Dataset excerpts

* * * * * * * * *

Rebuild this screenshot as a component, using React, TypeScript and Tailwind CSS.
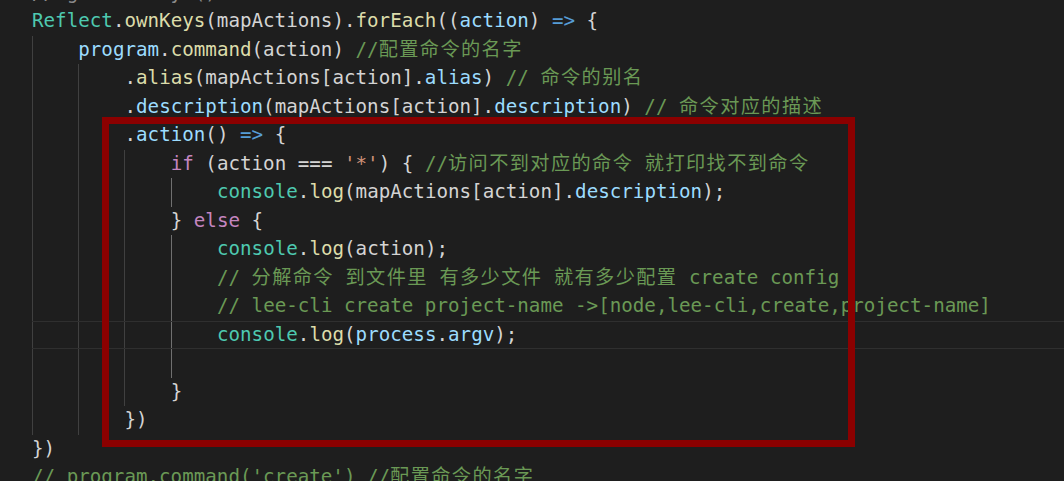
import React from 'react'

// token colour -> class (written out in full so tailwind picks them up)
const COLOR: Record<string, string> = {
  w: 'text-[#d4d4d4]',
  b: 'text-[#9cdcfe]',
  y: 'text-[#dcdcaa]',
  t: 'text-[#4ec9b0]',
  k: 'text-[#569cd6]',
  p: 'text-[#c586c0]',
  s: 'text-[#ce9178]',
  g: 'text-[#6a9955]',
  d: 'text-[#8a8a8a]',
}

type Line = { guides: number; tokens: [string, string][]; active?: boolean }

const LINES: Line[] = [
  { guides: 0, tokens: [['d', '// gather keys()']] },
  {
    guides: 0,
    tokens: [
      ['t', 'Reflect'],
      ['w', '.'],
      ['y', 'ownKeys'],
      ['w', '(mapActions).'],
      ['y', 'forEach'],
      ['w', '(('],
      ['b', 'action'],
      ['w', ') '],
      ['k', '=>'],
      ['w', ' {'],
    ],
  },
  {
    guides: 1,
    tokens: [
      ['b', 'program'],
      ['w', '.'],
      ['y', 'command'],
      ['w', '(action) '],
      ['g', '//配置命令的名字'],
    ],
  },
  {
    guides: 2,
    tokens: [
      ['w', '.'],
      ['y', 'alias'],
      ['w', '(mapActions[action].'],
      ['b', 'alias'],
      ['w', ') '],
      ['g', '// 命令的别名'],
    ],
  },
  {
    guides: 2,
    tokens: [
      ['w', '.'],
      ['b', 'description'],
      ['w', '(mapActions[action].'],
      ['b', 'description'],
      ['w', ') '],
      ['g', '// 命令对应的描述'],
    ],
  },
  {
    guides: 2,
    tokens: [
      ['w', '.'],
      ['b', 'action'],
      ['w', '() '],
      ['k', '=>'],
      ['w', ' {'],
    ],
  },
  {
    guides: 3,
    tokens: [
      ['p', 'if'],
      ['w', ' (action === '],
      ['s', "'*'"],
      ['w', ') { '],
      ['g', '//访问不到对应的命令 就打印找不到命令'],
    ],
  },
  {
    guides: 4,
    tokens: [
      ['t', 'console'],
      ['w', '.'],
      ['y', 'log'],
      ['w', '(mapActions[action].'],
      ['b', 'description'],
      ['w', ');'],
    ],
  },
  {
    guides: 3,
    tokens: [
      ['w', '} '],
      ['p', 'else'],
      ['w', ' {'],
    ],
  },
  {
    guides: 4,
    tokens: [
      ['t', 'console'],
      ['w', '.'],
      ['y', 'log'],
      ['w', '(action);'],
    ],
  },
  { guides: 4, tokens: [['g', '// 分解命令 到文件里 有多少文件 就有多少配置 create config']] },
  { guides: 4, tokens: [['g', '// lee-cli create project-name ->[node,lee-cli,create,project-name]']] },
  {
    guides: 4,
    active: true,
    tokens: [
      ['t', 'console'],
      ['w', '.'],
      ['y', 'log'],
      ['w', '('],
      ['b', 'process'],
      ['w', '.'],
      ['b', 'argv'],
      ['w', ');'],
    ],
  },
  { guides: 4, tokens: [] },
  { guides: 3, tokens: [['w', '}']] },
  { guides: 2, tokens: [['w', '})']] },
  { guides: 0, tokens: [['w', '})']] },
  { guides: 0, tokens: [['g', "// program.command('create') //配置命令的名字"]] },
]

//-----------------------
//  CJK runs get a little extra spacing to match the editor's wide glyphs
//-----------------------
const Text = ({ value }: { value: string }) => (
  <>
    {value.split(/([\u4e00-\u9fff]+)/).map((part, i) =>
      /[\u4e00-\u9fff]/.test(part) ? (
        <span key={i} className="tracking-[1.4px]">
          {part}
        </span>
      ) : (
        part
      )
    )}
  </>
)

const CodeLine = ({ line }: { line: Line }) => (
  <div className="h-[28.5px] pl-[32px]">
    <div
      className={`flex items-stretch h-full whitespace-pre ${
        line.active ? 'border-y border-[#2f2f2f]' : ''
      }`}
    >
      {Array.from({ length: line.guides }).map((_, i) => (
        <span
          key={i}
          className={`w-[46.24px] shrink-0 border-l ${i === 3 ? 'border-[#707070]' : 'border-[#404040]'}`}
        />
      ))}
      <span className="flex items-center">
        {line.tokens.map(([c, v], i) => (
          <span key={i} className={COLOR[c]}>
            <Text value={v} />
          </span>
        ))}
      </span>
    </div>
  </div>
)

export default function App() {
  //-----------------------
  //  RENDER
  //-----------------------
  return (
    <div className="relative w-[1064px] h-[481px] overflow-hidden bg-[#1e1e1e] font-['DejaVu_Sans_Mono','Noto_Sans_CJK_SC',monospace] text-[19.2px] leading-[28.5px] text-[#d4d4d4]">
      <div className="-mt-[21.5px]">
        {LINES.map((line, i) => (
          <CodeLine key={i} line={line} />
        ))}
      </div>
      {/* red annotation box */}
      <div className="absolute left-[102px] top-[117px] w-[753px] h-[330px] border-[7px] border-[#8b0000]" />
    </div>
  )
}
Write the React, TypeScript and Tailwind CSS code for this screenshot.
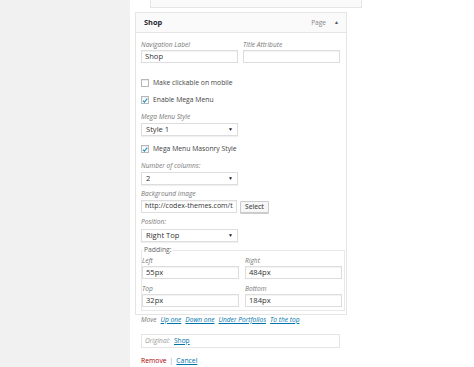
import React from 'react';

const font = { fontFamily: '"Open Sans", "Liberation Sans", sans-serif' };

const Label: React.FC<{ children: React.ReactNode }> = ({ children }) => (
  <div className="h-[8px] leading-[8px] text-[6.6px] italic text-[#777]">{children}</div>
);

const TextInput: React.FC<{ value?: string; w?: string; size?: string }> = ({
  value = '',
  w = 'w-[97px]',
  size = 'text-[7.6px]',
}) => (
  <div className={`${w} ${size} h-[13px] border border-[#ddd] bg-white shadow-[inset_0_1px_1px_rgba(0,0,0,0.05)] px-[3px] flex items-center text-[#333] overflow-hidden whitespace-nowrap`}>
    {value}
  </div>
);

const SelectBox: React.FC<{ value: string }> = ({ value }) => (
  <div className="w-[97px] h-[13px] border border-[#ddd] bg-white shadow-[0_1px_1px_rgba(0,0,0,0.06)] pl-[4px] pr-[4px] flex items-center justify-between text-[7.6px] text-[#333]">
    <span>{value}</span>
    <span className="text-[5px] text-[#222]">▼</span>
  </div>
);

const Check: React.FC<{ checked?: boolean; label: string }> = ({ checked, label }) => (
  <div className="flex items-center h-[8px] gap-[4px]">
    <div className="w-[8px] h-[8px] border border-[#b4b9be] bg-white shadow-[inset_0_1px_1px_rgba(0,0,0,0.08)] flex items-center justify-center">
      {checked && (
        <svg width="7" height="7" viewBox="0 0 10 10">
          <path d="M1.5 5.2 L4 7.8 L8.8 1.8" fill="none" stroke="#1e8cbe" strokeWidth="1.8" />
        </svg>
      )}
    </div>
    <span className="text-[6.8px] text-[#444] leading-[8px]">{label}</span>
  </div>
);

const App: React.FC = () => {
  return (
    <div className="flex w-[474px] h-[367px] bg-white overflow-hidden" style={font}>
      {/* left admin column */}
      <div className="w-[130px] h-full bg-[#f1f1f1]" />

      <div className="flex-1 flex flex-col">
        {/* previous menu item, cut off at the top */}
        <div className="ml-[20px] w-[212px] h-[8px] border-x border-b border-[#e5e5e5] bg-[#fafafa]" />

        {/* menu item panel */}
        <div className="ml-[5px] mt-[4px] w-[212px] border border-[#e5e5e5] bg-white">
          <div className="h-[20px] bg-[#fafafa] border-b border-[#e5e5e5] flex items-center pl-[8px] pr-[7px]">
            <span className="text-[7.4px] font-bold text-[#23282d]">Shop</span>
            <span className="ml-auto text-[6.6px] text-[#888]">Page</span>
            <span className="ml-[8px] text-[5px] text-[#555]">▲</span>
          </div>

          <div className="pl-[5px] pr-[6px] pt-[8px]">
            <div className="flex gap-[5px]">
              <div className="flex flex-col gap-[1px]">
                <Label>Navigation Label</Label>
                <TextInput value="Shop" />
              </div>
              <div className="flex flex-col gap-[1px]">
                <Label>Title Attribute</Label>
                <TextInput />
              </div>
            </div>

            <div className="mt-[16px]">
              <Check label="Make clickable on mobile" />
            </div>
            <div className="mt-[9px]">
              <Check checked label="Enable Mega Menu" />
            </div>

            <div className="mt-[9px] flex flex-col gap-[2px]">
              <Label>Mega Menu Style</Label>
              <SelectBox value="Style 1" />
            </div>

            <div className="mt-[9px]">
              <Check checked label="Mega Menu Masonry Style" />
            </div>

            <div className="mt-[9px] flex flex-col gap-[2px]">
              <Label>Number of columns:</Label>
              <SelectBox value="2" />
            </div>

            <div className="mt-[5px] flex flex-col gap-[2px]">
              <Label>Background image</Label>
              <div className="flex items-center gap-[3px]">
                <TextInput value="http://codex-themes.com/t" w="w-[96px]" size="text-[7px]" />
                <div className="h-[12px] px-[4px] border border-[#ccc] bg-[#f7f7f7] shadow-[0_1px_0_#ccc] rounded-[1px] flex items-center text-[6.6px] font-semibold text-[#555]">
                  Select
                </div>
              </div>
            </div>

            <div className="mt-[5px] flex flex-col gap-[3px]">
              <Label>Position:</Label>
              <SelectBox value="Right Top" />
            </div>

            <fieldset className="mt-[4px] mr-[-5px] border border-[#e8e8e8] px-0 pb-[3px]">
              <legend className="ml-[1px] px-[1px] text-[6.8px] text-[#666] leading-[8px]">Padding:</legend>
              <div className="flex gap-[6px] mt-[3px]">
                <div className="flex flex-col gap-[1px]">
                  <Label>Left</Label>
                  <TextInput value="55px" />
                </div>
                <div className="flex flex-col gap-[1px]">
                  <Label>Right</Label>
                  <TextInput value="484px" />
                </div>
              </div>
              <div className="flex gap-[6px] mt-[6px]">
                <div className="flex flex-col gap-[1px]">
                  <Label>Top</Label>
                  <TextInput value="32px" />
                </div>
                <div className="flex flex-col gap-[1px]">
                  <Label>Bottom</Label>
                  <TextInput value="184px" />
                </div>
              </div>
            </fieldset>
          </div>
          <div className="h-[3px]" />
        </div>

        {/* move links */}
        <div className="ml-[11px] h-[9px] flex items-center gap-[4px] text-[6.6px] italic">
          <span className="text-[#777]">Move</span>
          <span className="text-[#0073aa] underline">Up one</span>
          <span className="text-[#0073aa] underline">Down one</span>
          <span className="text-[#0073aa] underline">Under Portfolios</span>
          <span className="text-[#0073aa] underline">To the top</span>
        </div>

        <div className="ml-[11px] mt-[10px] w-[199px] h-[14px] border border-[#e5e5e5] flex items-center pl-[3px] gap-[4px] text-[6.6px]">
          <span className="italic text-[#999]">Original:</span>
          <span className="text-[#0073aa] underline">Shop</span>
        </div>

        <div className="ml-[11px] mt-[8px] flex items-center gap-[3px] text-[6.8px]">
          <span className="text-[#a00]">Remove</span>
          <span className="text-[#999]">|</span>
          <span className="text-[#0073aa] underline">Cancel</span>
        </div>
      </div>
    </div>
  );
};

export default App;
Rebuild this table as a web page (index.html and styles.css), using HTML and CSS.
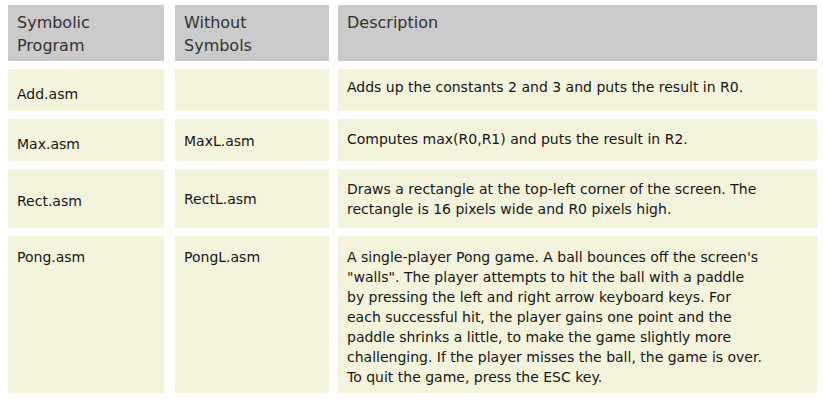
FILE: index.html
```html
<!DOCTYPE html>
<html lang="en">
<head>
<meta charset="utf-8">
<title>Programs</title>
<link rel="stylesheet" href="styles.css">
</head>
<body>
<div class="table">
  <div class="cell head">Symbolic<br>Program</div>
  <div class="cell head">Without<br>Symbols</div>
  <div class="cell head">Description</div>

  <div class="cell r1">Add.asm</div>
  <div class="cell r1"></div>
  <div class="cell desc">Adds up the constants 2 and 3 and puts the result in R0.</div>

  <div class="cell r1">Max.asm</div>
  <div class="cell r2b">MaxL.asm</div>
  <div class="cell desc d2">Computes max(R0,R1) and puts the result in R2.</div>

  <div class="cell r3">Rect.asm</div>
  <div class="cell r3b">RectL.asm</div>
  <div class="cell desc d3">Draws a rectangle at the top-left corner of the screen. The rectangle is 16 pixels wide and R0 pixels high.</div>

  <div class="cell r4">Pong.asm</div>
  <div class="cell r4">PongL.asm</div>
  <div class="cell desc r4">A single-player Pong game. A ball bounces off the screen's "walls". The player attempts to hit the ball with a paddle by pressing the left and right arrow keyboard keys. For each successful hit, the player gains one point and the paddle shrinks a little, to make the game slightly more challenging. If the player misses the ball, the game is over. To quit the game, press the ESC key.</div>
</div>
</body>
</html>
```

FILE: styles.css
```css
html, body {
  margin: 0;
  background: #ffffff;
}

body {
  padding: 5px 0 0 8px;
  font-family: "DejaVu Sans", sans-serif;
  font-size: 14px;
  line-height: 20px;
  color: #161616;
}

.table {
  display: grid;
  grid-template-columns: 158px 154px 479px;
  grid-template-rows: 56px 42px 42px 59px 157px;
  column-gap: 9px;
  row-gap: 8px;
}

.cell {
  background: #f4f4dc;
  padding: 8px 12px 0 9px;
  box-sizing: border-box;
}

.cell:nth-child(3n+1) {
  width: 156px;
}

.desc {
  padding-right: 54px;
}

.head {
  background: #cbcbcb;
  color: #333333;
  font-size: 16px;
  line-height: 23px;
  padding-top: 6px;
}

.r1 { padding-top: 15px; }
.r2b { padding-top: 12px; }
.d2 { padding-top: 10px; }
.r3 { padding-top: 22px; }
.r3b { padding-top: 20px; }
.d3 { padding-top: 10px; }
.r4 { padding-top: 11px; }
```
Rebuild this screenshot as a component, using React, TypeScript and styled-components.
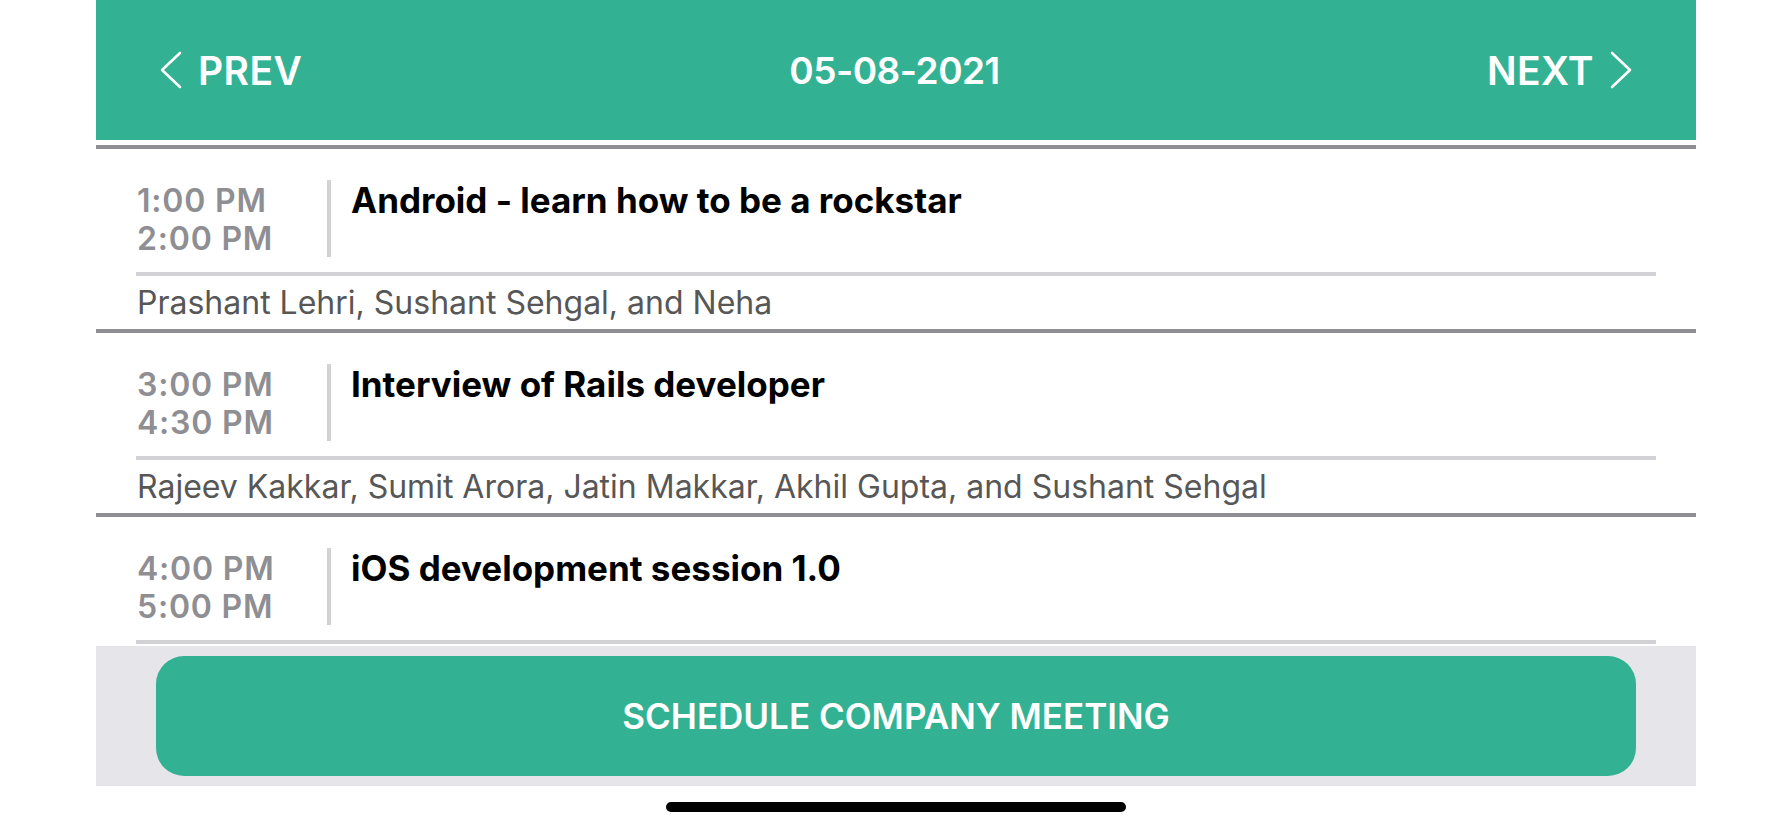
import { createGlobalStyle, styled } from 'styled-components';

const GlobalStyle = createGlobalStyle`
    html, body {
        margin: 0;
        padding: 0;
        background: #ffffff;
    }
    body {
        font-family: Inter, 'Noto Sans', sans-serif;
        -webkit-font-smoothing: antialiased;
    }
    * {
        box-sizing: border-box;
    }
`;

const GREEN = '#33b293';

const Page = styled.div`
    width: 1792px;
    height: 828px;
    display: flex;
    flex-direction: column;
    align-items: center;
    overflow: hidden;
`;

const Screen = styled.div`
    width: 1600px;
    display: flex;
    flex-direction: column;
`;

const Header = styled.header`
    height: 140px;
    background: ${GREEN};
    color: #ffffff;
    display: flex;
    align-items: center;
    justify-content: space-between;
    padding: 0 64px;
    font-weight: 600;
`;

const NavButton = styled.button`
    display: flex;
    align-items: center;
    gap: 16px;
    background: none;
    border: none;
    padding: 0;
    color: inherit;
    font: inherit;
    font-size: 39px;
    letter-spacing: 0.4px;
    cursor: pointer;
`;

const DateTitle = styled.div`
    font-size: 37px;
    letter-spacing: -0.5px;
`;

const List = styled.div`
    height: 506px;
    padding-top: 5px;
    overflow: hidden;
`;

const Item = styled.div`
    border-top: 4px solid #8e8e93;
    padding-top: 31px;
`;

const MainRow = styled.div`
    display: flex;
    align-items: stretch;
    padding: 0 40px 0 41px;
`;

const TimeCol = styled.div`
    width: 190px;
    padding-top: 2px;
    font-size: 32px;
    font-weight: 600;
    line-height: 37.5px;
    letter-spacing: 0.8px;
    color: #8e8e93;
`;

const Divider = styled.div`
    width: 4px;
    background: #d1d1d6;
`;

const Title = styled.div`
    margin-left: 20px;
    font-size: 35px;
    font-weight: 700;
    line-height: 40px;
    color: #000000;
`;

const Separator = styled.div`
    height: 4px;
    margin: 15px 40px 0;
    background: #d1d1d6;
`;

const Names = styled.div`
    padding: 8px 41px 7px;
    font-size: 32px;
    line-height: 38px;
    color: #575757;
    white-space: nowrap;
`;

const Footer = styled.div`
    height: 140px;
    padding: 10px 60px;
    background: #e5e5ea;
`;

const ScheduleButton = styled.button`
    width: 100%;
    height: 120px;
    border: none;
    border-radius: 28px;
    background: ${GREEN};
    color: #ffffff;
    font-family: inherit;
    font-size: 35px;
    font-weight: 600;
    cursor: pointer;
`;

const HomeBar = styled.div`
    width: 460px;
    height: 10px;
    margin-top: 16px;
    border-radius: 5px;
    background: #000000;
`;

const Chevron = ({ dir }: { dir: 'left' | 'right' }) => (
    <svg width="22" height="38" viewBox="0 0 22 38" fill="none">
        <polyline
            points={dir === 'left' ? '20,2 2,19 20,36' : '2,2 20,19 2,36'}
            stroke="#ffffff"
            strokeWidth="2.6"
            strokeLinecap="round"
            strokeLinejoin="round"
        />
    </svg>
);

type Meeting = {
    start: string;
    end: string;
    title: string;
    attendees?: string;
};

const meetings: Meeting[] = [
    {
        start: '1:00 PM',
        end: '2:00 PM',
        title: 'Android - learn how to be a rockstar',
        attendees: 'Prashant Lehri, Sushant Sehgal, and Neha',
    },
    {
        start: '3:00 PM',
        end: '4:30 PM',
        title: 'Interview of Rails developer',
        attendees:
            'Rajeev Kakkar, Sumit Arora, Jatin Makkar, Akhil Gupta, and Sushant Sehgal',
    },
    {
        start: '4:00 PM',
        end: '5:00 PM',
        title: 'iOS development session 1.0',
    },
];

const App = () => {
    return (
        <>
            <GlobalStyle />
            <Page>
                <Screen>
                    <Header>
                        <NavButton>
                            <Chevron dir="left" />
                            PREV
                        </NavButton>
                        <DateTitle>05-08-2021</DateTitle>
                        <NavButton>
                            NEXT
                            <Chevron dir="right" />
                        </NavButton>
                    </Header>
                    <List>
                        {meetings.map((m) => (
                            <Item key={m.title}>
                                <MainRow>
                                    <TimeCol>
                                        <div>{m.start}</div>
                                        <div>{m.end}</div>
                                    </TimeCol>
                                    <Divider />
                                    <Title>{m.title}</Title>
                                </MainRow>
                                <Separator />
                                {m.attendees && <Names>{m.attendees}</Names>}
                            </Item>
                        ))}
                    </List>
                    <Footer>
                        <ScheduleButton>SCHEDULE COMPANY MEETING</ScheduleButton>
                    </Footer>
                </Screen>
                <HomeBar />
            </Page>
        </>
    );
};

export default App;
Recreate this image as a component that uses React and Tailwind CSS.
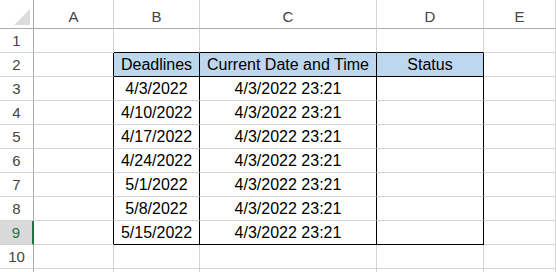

* * * * * * * * *

What to work on
Count how many lines in the data above hold the string "this", and give the number with no other words.

The solution
5